C’est très fort et très subtil , car d’abord c’est très juste, cela renvoie à la réalité de qui se bat vraiment pour l’écologie, et, au-delà d’un soutien à Dominique, c’est l’ensemble de notre militantisme, y compris le militantisme anonyme de tous les écologistes associatifs ou politiques, qui se trouve valorisé. Revenu s’asseoir à côté de moi, il me confiera : « Moi même, je suis totalement inconnu… comme toi tu as disparu en devenant député européen ».

Encore plus compliqué est le problème de Régis Hochard, qui n’en est pas à sa première apparition aux côtés de la candidate des Verts : il a déjà fait un voyage à Fribourg, à l’insu de son plein gré, à ses côtés en covoiturage. Le plus célèbre des anciens porte-parole de la Confédération paysanne, José Bové, est candidat, et donc est concurrent de Dominique. La Confédération paysanne a très fermement souligné qu’elle ne le soutenait pas. Il ne peut donc pas, lui, soutenir Dominique. Et pourtant, la Confédération paysanne sait très bien que dans la réalité, ce sont surtout des militants Verts qui les aident dans le combat contre les OGM. Par ailleurs, il est manifeste que, suite à la non-dynamique du Non, ou plutôt, à l’anti-dynamique qui a fait reculer d’un coup la Confédération paysanne 20 ans en arrière dans les résultats aux élections professionnelles, une réflexion a commencé sur l’intérêt qu’il y aurait eu, d’un point de vue syndical, à soutenir les Verts dans leur Oui de combat pour un TCE qui aurait placé enfin l’agriculture sous le contrôle des élus et leur donnait même un droit de veto sur les OGM. 
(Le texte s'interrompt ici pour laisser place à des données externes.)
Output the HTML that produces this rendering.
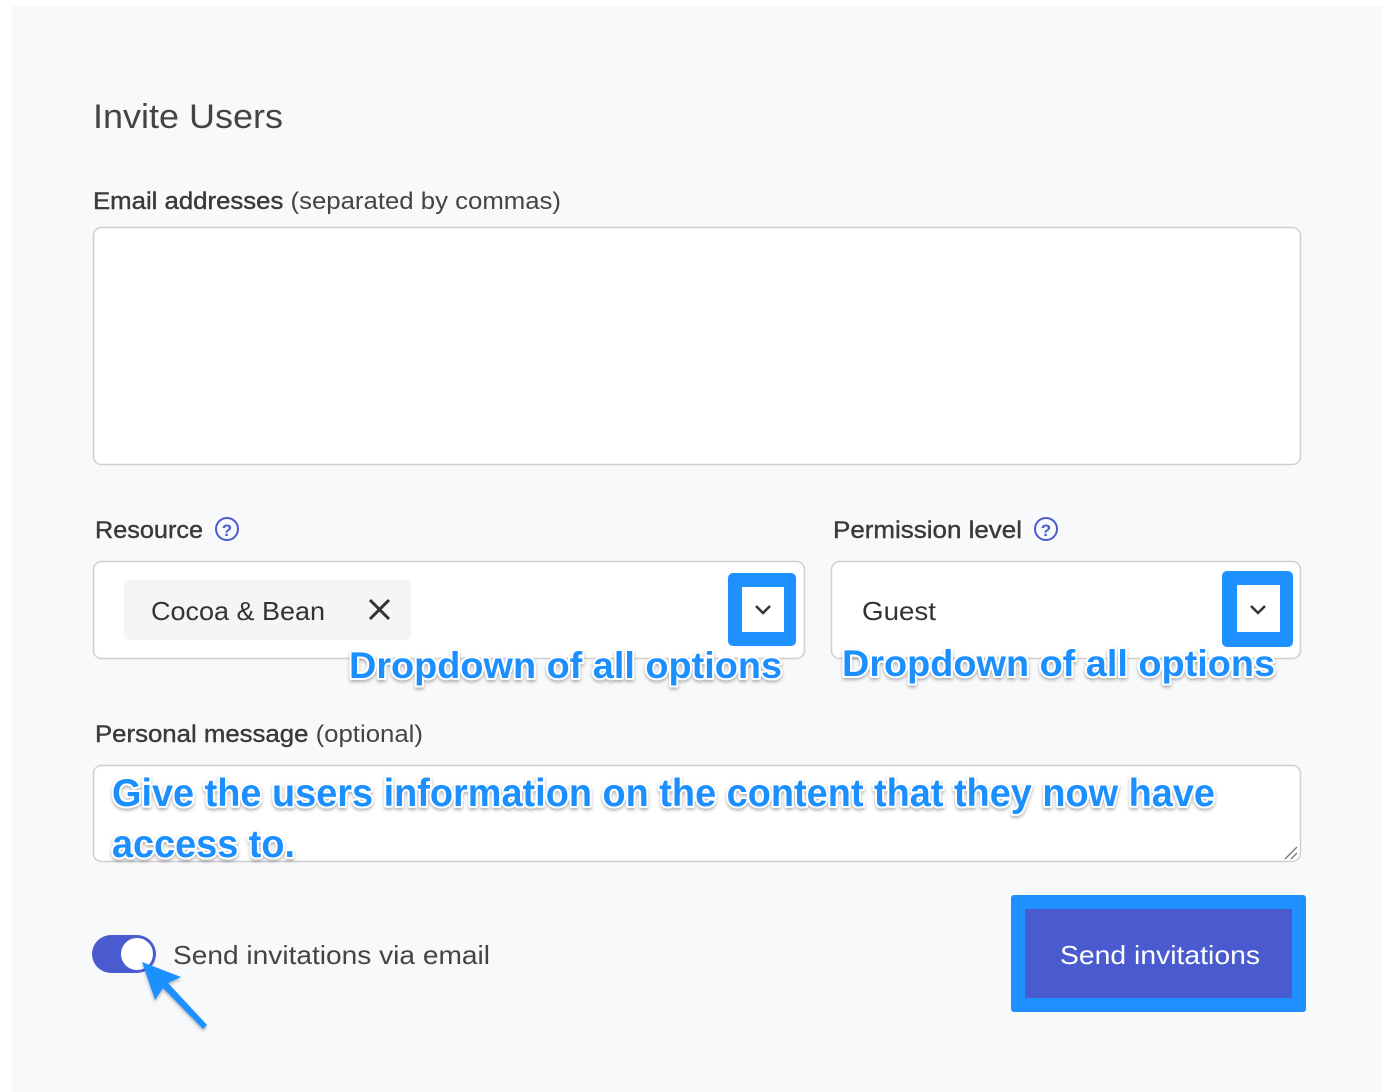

Tout ce que peut faire Régis, c’est donc affirmer avec force la convergence programmatique toute particulière entre la Confédération paysanne et les Verts, mais en même temps, il doit bien s’en distancer. Et il le fait de façon fort intéressante, sur la question de l’agriculture bio, indiquant qu’eux considèrent que c’est l’ensemble de la qualité de l’agriculture qui doit être améliorée, et qu’il ne suffit pas développer un secteur d’agriculture de très haute qualité environnementale destiné seulement à la consommation des riches. Il s’agit là vraisemblablement d’une allusion subliminale au débat des semaines précédentes sur l’abaissement du seuil de contamination accidentelle par les OGM de 0,9 à 0,1 %. Il croit, apparemment, que les Verts ont voté les amendements (proposés par Nature et progrès Belgique, mais repris de façon assez démagogique par le PS et l’UEN), visant à baisser le seuil de contamination accidentelle à 0,1% mais seulement pour le bio. On se souvient, et Dominique le rassurera sur ce point, que les Verts avaient voté l’abaissement à 0,1% pour tous, et s’étaient abstenus sur cet amendement dangereux.

Régis Hochard, au nom de la Confédération paysanne, conclut en souhaitant à Dominique « Bon courage et bonne chance pour les 15 derniers jours qui restent ». Réflexion faite, ce vœu n’est pas que de pure politesse. Bien sûr, elle ne « décolle » pas dans les sondages publiés ; mais nous savons que ces sondages sont fortement redressés à la baisse pour les intentions de voter Vert. Du coup, ces sondages ne reflètent absolument pas ce que je vois et entends autour de moi, où, Ségolène n’ayant pas véritablement convaincu, et Bayrou apparaissant comme à la fois un danger pour elle et une protection contre le quatrième larron, Le Pen, le temps du vote pour ses propres idées va peut-être arriver ! L’argument du vote utile a sans doute épuisé sa magie. Même en négatif : je rencontre des gens qui me disent : « Je ne sais plus pour qui voter, alors, je voterai Voynet ». Ce qui veut dire « Je ne sais plus ce que me dicte la tactique, alors je voterai stratégiquement, selon mes convictions. ».